In our example here the argument `pfds` to the addition operator in the expression `pfds + p` is (presumably) a perfectly valid pointer. And `p` is a perfectly valid `int`. So there are no invalid pointers passed as arguments to the addition operation. You might think the result of the addition expression is an invalid pointer, but the result is simply undefined behaviour.
Typically an invalid pointer is created by deallocating some memory, which transforms previously valid pointers to the memory into invalid pointers without the pointer values themselves changing their value.
Personally I'd still want to do the check before, because someone could still be adding something in-between the assignment and the check, but if that's the order it's resolved in it seems to be working now.
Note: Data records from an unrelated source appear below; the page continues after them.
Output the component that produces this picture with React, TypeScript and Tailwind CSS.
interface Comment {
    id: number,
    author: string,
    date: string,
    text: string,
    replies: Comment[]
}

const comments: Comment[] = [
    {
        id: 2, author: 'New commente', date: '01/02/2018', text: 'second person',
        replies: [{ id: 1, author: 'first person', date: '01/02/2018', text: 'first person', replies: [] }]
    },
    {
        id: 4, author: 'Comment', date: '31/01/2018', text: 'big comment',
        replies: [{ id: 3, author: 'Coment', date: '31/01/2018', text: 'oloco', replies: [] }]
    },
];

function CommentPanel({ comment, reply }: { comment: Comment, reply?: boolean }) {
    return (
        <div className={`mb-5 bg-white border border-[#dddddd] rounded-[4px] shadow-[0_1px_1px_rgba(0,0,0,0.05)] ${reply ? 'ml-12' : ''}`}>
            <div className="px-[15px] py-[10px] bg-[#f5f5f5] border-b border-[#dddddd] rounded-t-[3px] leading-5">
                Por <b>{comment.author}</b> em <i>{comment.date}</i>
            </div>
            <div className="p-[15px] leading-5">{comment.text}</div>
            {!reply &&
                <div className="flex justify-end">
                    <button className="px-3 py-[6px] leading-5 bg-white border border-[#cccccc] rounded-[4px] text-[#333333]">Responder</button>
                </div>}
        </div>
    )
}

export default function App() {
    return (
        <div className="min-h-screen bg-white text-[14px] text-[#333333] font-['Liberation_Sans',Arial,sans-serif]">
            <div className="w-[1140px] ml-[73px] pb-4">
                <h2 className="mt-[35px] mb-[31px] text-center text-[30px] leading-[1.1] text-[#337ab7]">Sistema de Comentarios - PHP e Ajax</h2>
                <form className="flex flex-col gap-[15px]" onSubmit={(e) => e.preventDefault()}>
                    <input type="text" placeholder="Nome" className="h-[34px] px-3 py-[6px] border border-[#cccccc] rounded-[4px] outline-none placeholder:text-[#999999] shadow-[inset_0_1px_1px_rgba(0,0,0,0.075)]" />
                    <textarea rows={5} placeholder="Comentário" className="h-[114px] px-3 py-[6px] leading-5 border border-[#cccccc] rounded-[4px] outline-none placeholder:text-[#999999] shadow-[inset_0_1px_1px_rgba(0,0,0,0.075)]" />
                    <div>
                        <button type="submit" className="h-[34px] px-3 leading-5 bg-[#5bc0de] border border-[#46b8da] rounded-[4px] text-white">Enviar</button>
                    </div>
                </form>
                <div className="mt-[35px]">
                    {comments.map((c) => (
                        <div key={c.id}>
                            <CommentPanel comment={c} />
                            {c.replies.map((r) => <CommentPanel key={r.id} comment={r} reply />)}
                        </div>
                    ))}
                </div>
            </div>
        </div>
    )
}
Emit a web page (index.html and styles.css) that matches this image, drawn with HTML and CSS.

(I'm guessing they declare and assign the variable first because of C version constraints - wasn't that something that changed in C99?)
This is how I would have written it (I exclusively write C99), but the OpenSSH developers target a lot more platforms that may not have reliable C99 compilers, and are understandably reticent to rely upon the GNU extensions to C89 that would also let them do this.
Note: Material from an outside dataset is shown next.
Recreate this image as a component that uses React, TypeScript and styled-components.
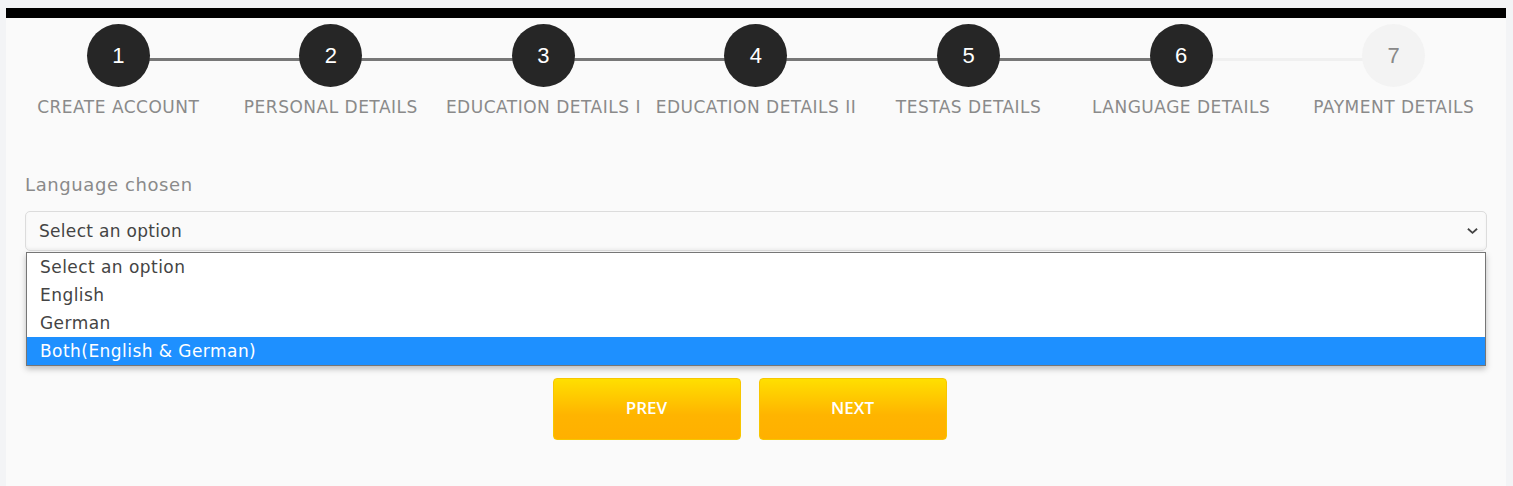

It's perfectly valid C89 to declare a variable at the start of a nested compound statement no matter where it appears in the outer block, so in practice you can declare variables wherever you want so long as you don't mind the extra clutter.
For consideration, "declare variable" is just that; one could still choose to only assign to it after having done the validation (assuming fatal_f causes control flow termination)
> I am no security guru, but as I understand it, all three have a well deserved security reputation, and the core maintainers run a tight ship.
Among us security gurus, OpenSSL has a really bad reputation. It's a giant pile of spaghetti code with a huge history of critical system vulnerabilities stemming from trying to be everything to everybody. Bitcoin is in the process of writing replacement functionality in order to remove OpenSSL entirely from its dependency tree because they got burned by major bugs multiple times in the past. A lot of modern alternatives like libsodium list "not OpenSSL" as a selling point. The situation is so bad that multiple organizations have forked OpenSSL to create stripped down alternatives (BoringSSL, LibreSSL) that are more likely to be secure.
I know less about the OpenSSH code base specifically, except that it came out of the same culture and the same developers. I wouldn't use it in new projects unless I had no other choice.
It's one of the most deployed pieces of software on the planet, and for that reason has a million eyes on it, yet there doesn't seem to be any alarming concern about the source quality. Maybe it's all right after all...
Maybe. You've expressed the same sentiment as you'd have seen for OpenSSL just a few months before everybody decided OpenSSL was unacceptable and they'd fork it (producing BoringSSL, LibreSSL and so on).
OpenBSD has some very peculiar preferences, some of which are in step with modern thinking (e.g. they like sandboxes, privilege dropping and defence in depth very much) but some very much are not (they like C despite its lack of Type Safety, Memory Safety, and generally just Safety)
SecSH (the SSH v2 standard) is a fairly clean modern encrypted protocol design. You do a key exchange, you bring up an encrypted link and then everything else happens inside this, alleviating many of your security concerns, the same way TLS 1.3 works (but TLS 1.3 is much more recent).
But the OpenSSH codebase dates back to even before SSHv2, it's basically the original SSH codebase, from back when encrypted remote shells was an entirely new idea, the mid-1990s, the SSH codebase went proprietary and OpenSSH is the fork. That's some crufty old code, and in C that's not an insignificant problem because problems in code you never read has potentially drastic consequences for unrelated code in the same binary.
> You've expressed the same sentiment as you'd have seen for OpenSSL just a few months before everybody decided OpenSSL was unacceptable and they'd fork it
I remember recurring complaints about the state of OpenSSL for years before e.g. mBed TLS and LibreSSL happened, but granted it's a decent example.
> it's basically the original SSH codebase
Would you be able to prove that by showing a bisection of the current sources and one of the releases from 22 years ago? I'd be surprised if not almost every single function in the code base hadn't seen significant changes.
That would be an obvious reason why their SSH implementation is in C. But for example their ACME implementation (to get certificates from e.g. Let's Encrypt) is also in C, even though various more famous ACME clients that were started earlier and have better features are in more modern languages like Python. That C ACME client complies with OpenBSD's other preferences, it is privilege separated resulting in a bunch of separate programs running to handle different privileges for example, but it is written in C and lacks some obvious security features that aren't platform specific.
Thus on OpenBSD a separate program handles your private key data from the one talking to the network. But, if you used a more capable ACME implementation for other platforms written in say, bash, a completely separate piece of software even on another machine can be talking to the network since that's just how the certificate process works. OpenBSD does not support this (last time I looked).